Ms Lancaster said authors and artists were “vulnerable to mimicry and having their distinctive voice and style copied” by large language models.
“AI-generated content can be generated quickly and cheaply, and we therefore worry about a devaluing of books and a devaluing of the labour of authors and illustrators.”
She said the market had been diluted by a sudden influx of titles due to the ease of text and image generation by AI.
The unauthorised Books3 dataset was created for independent AI developers, but Meta stands accused of accessing it to train its LlaMA language models.
US lawyers have confirmed they are targeting Meta’s use of Books3 in coming litigation by authors that now had court approval.
“In July 2023, Joe Saveri and I filed the first case challenging Meta’s use of Books3, on behalf of authors Richard Kadrey, Sarah Silverman, and Christopher Golden,” US lawyer Matthew Butterick said in an email this week.
“The judge recently confirmed that the core copyright infringement claim can move forward. We are starting discovery.”
Meta’s global policy head, former UK deputy prime minister Sir Nick Clegg, has told Reuters that Meta expected litigation over “whether creative content is covered or not by existing fair use doctrine. We think it is.”
The federal Industry department inquiry on safe and responsible AI has been running in parallel with a copyright enforcement review by the Attorney-General’s department, which is hosting private roundtables with stakeholders.
Nevertheless, submissions to the Department of Industry have much to say on copyright.
Google’s submission said Australia’s copyright framework was already impeding its ability to build Google’s AI research capacity and investment in Australia “compared to other more innovation-friendly legal environments fostered by nations like the United States, with its fair use protections, or Singapore which updated its copyright law in 2021 to include exceptions to copyright for the purpose of computational data analysis, including training machine learning systems”.
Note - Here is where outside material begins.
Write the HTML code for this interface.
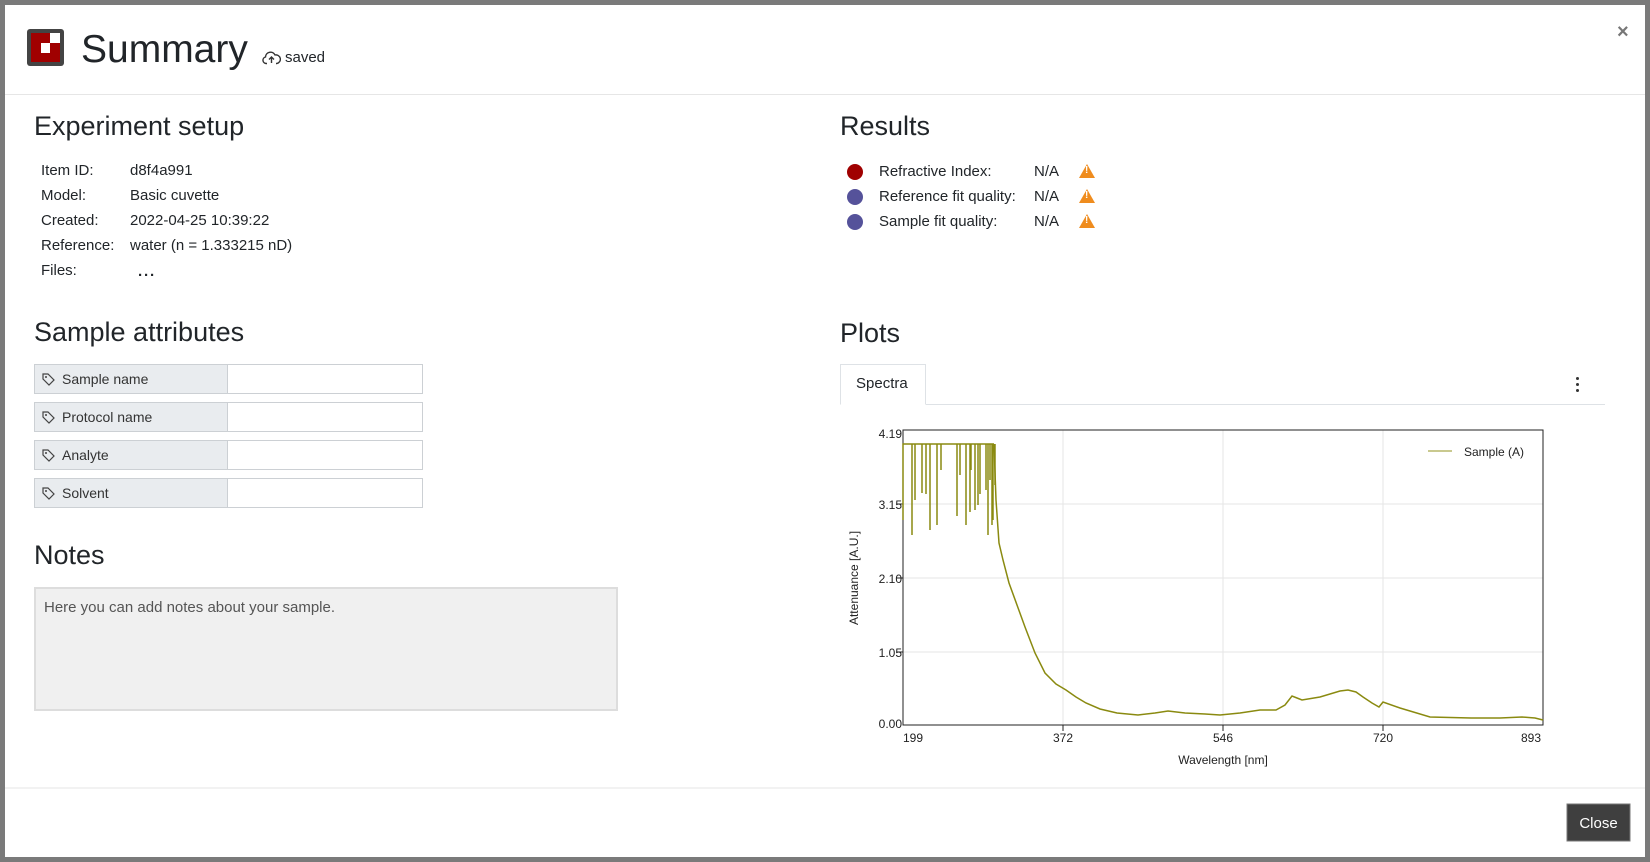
<!DOCTYPE html>
<html><head><meta charset="utf-8"><style>
*{box-sizing:border-box;margin:0;padding:0}
body{width:1650px;height:862px;background:#7a7a7a;font-family:"Liberation Sans",sans-serif;color:#212529;position:relative;overflow:hidden}
.modal{position:absolute;left:5px;top:5px;width:1640px;height:852px;background:#fff}
.abs{position:absolute}
h2{position:absolute;font-weight:400;font-size:27px;line-height:32px;white-space:nowrap}
.row{position:absolute;font-size:15px;white-space:nowrap}
.inp{position:absolute;left:29px;width:389px;height:30px;border:1px solid #ccd0d4;background:#fff}
.inp .lab{position:absolute;left:0;top:0;width:193px;height:28px;background:#e9ecef;border-right:1px solid #ccd0d4;font-size:14px;line-height:28px;padding-left:27px;color:#333}
.inp svg{position:absolute;left:7px;top:8px;z-index:2}
.dot{position:absolute;width:16px;height:16px;border-radius:50%}
.warn{position:absolute;width:0;height:0;border-left:8px solid transparent;border-right:8px solid transparent;border-bottom:14px solid #ef8c1e}
.warn::after{content:"!";position:absolute;left:-2px;top:1px;color:#fff;font-size:10px;font-weight:bold}
.t{font-size:12px;fill:#222}
</style></head><body>
<div class="modal">
 <div class="abs" style="left:22px;top:24px;width:37px;height:37px;background:#444;border-radius:3px"></div>
 <div class="abs" style="left:26px;top:28px;width:29px;height:29px;background:#a00000"></div>
 <div class="abs" style="left:45px;top:28px;width:10px;height:10px;background:#fff"></div>
 <div class="abs" style="left:36px;top:38px;width:9px;height:10px;background:#fff"></div>
 <div class="abs" style="left:76px;top:22px;font-size:39px;line-height:46px">Summary</div>
 <svg class="abs" style="left:257px;top:45px" width="19" height="15" viewBox="0 0 19 15"><path d="M5 13.5H4a3.3 3.3 0 0 1-.5-6.5A5 5 0 0 1 13 5a3.5 3.5 0 0 1 2 8.5h-1" fill="none" stroke="#333" stroke-width="1.4"/><path d="M9.5 13V7M7 9.5l2.5-2.5 2.5 2.5" fill="none" stroke="#333" stroke-width="1.4"/></svg>
 <div class="abs" style="left:280px;top:44px;font-size:15px">saved</div>
 <div class="abs" style="left:1612px;top:16px;font-size:20px;font-weight:bold;color:#777">×</div>
 <div class="abs" style="left:0;top:89px;width:1640px;height:1px;background:#e6e6e6"></div>

 <h2 style="left:29px;top:105px">Experiment setup</h2>
 <div class="row" style="left:36px;top:157px">Item ID:</div><div class="row" style="left:125px;top:157px">d8f4a991</div>
 <div class="row" style="left:36px;top:182px">Model:</div><div class="row" style="left:125px;top:182px">Basic cuvette</div>
 <div class="row" style="left:36px;top:207px">Created:</div><div class="row" style="left:125px;top:207px">2022-04-25 10:39:22</div>
 <div class="row" style="left:36px;top:232px">Reference:</div><div class="row" style="left:125px;top:232px">water (n = 1.333215 nD)</div>
 <div class="row" style="left:36px;top:257px">Files:</div><div class="row" style="left:133px;top:262px;font-weight:bold;letter-spacing:1px">···</div>

 <h2 style="left:29px;top:311px">Sample attributes</h2>
 <div class="inp" style="top:359px"><svg width="13" height="13" viewBox="0 0 13 13"><path d="M1 1h5l6 6-5 5-6-6z" fill="none" stroke="#444" stroke-width="1.2"/><circle cx="4" cy="4" r="1" fill="#444"/></svg><div class="lab">Sample name</div></div>
 <div class="inp" style="top:397px"><svg width="13" height="13" viewBox="0 0 13 13"><path d="M1 1h5l6 6-5 5-6-6z" fill="none" stroke="#444" stroke-width="1.2"/><circle cx="4" cy="4" r="1" fill="#444"/></svg><div class="lab">Protocol name</div></div>
 <div class="inp" style="top:435px"><svg width="13" height="13" viewBox="0 0 13 13"><path d="M1 1h5l6 6-5 5-6-6z" fill="none" stroke="#444" stroke-width="1.2"/><circle cx="4" cy="4" r="1" fill="#444"/></svg><div class="lab">Analyte</div></div>
 <div class="inp" style="top:473px"><svg width="13" height="13" viewBox="0 0 13 13"><path d="M1 1h5l6 6-5 5-6-6z" fill="none" stroke="#444" stroke-width="1.2"/><circle cx="4" cy="4" r="1" fill="#444"/></svg><div class="lab">Solvent</div></div>

 <h2 style="left:29px;top:534px">Notes</h2>
 <div class="abs" style="left:29px;top:582px;width:584px;height:124px;background:#f0f0f0;border:2px solid #ddd;font-size:15px;color:#555;padding:10px 8px">Here you can add notes about your sample.</div>

 <h2 style="left:835px;top:105px">Results</h2>
 <div class="dot" style="left:842px;top:159px;background:#a00000"></div>
 <div class="dot" style="left:842px;top:184px;background:#55529a"></div>
 <div class="dot" style="left:842px;top:209px;background:#55529a"></div>
 <div class="row" style="left:874px;top:158px">Refractive Index:</div><div class="row" style="left:1029px;top:158px">N/A</div>
 <div class="row" style="left:874px;top:183px">Reference fit quality:</div><div class="row" style="left:1029px;top:183px">N/A</div>
 <div class="row" style="left:874px;top:208px">Sample fit quality:</div><div class="row" style="left:1029px;top:208px">N/A</div>
 <div class="warn" style="left:1074px;top:159px"></div>
 <div class="warn" style="left:1074px;top:184px"></div>
 <div class="warn" style="left:1074px;top:209px"></div>

 <h2 style="left:835px;top:312px">Plots</h2>
 <div class="abs" style="left:835px;top:399px;width:765px;height:1px;background:#dee2e6"></div>
 <div class="abs" style="left:835px;top:359px;width:86px;height:41px;border:1px solid #dee2e6;border-bottom:1px solid #fff;background:#fff;font-size:15px;line-height:38px;padding-left:15px">Spectra</div>
 <div class="abs" style="left:1571px;top:372px;width:3px;height:3px;background:#333;border-radius:50%;box-shadow:0 6px 0 #333,0 12px 0 #333"></div>
</div>
<svg class="abs" style="left:0;top:0" width="1650" height="862">
 <g stroke="#e5e5e5" stroke-width="1">
  <line x1="1063" y1="430" x2="1063" y2="725"/><line x1="1223" y1="430" x2="1223" y2="725"/><line x1="1383" y1="430" x2="1383" y2="725"/>
  <line x1="903" y1="504" x2="1543" y2="504"/><line x1="903" y1="578" x2="1543" y2="578"/><line x1="903" y1="652" x2="1543" y2="652"/>
 </g>
 <rect x="903" y="430" width="640" height="295" fill="none" stroke="#222" stroke-width="1"/>
 <g stroke="#222"><line x1="897" y1="504" x2="903" y2="504"/><line x1="897" y1="578" x2="903" y2="578"/><line x1="897" y1="652" x2="903" y2="652"/><line x1="1063" y1="725" x2="1063" y2="731"/><line x1="1223" y1="725" x2="1223" y2="731"/><line x1="1383" y1="725" x2="1383" y2="731"/></g>
 <g class="t" text-anchor="end"><text x="902" y="438">4.19</text><text x="902" y="509">3.15</text><text x="902" y="583">2.10</text><text x="902" y="657">1.05</text><text x="902" y="728">0.00</text></g>
 <g class="t" text-anchor="middle"><text x="913" y="742">199</text><text x="1063" y="742">372</text><text x="1223" y="742">546</text><text x="1383" y="742">720</text><text x="1531" y="742">893</text>
 <text x="1223" y="764">Wavelength [nm]</text>
 <text transform="translate(858,578) rotate(-90)">Attenuance [A.U.]</text></g>
 <line x1="1428" y1="451" x2="1452" y2="451" stroke="#c9c98f" stroke-width="2"/>
 <text class="t" x="1464" y="456">Sample (A)</text>
 <g fill="none" stroke="#8a8a10" stroke-width="1.5">
  <path d="M903 520V444H994"/>
  <path d="M912 444V535M915 444V500M922 444V493M926 444V494M930 444V530M937 444V525M941 444V470M957 444V516M960 444V475M966 444V525M970 444V512M971 444V470M975 444V510M978 444V505M980 444V494M986 444V490M988 444V535M990 444V480M992 444V525M993 444V520M995 444V485"/>
  <path d="M994 444L996 500L999 543L1003 560L1009 583L1017 605L1025 627L1035 653L1045 673L1056 684L1066 690L1076 697L1086 703L1100 709L1117 713L1138 715L1155 713L1168 711L1185 713L1205 714L1220 715L1240 713L1260 710L1276 710L1285 705L1292 696L1297 698L1302 700L1320 697L1340 691L1348 690L1356 692L1363 697L1372 703L1379 707L1383 702L1400 708L1430 717L1471 718L1500 718L1522 717L1535 718L1543 720"/>
 </g>
 <rect x="0" y="0" width="1650" height="5" fill="#7a7a7a"/>
 <line x1="5" y1="788" x2="1645" y2="788" stroke="#e6e6e6"/>
 <rect x="1567" y="804" width="63" height="37" fill="#3f3f3f" stroke="#777"/>
 <text x="1598.5" y="828" text-anchor="middle" fill="#fff" font-size="15">Close</text>
</svg>
</body></html>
“This is the core risk to Australian talent, investment and local development capability we would encourage the government to address in its technology governance framework.”
Microsoft called for Australia to adopt an explicit fair dealings exemption for text and data mining, a measure which would let AI scoop up copyrighted data for analysis. “Microsoft sees a great opportunity for local copyright laws to be modernised to keep pace with digital change.”
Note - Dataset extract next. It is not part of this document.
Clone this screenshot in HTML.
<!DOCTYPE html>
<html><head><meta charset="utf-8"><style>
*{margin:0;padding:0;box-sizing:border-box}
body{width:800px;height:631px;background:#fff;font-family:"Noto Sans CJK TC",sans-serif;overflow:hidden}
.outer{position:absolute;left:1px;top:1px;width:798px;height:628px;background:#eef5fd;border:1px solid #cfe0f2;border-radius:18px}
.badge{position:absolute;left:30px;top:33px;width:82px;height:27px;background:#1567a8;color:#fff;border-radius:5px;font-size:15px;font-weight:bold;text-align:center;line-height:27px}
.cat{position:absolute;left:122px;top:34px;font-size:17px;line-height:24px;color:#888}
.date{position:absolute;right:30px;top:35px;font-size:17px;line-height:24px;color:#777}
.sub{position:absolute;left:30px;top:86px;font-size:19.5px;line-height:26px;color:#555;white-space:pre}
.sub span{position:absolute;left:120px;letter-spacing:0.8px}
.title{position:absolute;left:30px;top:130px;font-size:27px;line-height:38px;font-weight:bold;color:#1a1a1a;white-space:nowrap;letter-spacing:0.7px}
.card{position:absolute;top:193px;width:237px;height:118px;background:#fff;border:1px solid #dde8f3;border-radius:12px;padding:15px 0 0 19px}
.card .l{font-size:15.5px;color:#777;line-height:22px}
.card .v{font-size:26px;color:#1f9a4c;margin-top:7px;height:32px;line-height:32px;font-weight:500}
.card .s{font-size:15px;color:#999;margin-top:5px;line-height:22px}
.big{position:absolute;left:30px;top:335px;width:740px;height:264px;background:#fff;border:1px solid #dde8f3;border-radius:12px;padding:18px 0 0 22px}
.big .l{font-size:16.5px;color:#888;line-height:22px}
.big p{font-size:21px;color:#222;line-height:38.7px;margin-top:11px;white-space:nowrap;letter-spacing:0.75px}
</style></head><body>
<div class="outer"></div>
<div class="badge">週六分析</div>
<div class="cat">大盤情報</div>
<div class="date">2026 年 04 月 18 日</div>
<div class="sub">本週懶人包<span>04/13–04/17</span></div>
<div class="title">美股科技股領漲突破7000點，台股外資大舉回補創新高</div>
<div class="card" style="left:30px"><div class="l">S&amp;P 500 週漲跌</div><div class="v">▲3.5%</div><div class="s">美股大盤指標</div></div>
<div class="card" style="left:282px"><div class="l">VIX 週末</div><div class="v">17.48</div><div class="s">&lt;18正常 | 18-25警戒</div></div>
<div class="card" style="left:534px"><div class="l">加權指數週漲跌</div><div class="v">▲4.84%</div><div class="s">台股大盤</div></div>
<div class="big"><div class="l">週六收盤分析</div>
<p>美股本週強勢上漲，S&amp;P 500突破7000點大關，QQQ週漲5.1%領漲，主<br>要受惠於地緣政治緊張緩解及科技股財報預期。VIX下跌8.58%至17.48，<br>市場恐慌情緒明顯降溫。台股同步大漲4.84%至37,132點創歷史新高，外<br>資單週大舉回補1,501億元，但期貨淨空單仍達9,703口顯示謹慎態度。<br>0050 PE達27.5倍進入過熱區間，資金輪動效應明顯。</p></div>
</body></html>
Amazon said it was important to prioritise global engagement and consistent international standards. “Australia should seek out opportunities to contribute to the development of global technical standards, rather than creating standalone domestic standards. Keep it simple.”
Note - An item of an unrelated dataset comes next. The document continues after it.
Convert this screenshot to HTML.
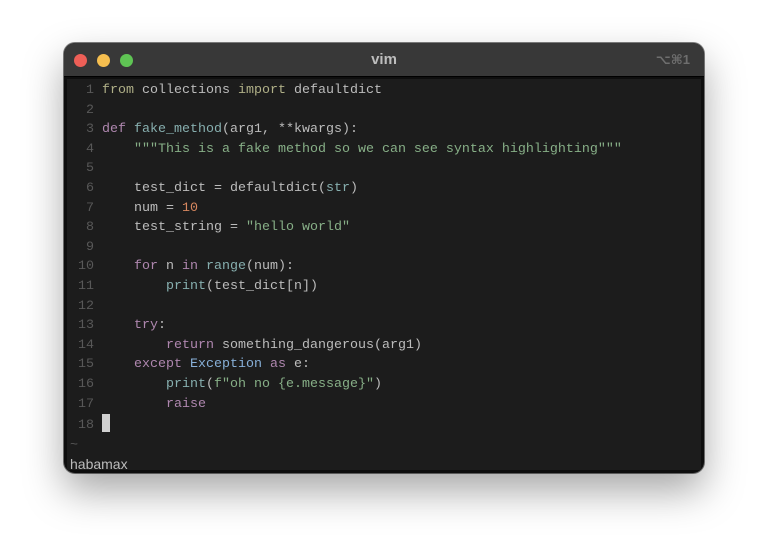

The Digital Industry Group said Australia’s current based fair use exceptions for copyright infringement were potential barriers to the training and development of AI models. Its membership includes Apple, eBay, Google, Meta, TikTok and Yahoo.
Another representative body, the Australian Digital Alliance, said Australia remained out of step with jurisdictions “more favourable to AI development.”
Ms Lanchester said big tech wanted access to copyright material for free. “Why should authors – who earn on average $18,200 per annum – subsidise the businesses of big tech?,” she said.
“We think what they are really saying is we want AI development in Australia to be free of input costs. The obvious solution is licensing,” she said.
The Australian Publishers Association is opposing big tech’s call that Australia replace its fair dealings exemptions with the wider range of exemptions available through US fair use law.
The association’s policy and government relations manager Stuart Glover said the creative industries were “very encouraged” by the federal government’s current position on copyright articulated earlier this year.
Dr Glover said the association also opposed calls for a tech and data mining exemption. He gave the example of big tech wanting access to use AI models to summarise data generated by Australian researchers, scientific institutions and universities without paying.
He said the UK government this year had rejected a similar push.
Australian Copyright Council chief executive officer Eileen Camilleri said existing copyright law was “set up perfectly to deal with this”.
“If you want to use copyright information, in a way which accepts a copyright owner’s statutory rights, then you will get permission and/or you pay for it, that’s pretty simple.
“There’s nothing further legislatively which is required, other than making it easier, perhaps, to streamline the enforcement opportunities for particularly smaller copyright owners.”
It’s also been revealed that about 40 per cent of Australian artists are making good use of AI tools, with about 10 per cent of a final work coming from generative AI use.
The Arts Law Centre of Australia said those surveyed were overwhelmingly visual artists. However 86 percent of respondents were worried about the threat generative AI poses.
“Generative AI is bad for artists, not just because it scrapes the internet for images to use for training, but also because it threatens to deskill the entire industry, said one respondent.
“Visual artists train for years to develop the skills they have to create their art, but AI steals all the fruits of that training.”
Centre chief executive Louise Buckingham said her main concern was that artists were treated fairly.
“If their work is going to be used in training data, they get to control that, they get to be remunerated for it, and they get to be acknowledged or attributed accordingly, and not have their works subjected to derogatory treatment. That’s the key concern.”